In the UK, many tenants worry about the implications of an eviction on their financial health, particularly its impact on their credit scores. Understanding how eviction is recorded and reported in the UK can help tenants make informed decisions about their housing and financial future.

What is an Eviction?

An eviction occurs when a landlord removes a tenant from a rental property, typically due to a breach of the rental agreement, non-payment of rent, or the expiration of the lease. The process is governed by specific legal procedures to ensure it is carried out fairly and lawfully.

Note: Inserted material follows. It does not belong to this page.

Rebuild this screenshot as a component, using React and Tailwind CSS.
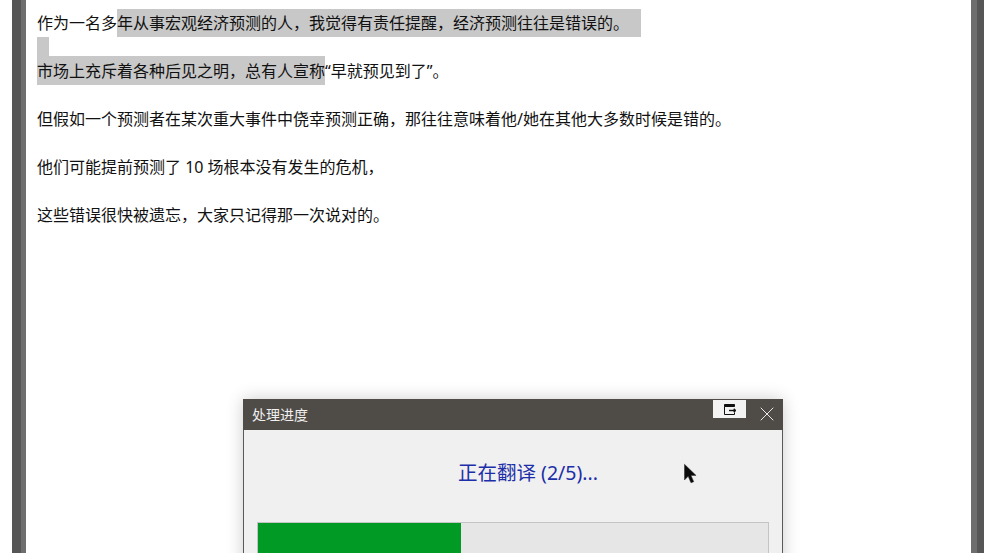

How Eviction Can Impact Your Credit Score in the UK

Unlike countries where rental history, including evictions, is directly reported to credit bureaus, in the UK the situation is somewhat different. In general, eviction itself is not directly recorded on your credit report. However, the circumstances leading to or associated with an eviction can indirectly affect your credit score.

Indirect Effects of Eviction on Credit Score

The most significant indirect effect comes from unpaid rent. If you owe money to your landlord, they may go to court to obtain a County Court Judgment (CCJ) against you. Once a CCJ is issued, it is recorded on your credit report, which can significantly reduce your credit score.

Having a CCJ can affect your ability to secure loans, mortgages, or even future rental agreements, as lenders and landlords often view this as a sign of financial unreliability. CCJs remain on your credit report for six years unless paid within a month.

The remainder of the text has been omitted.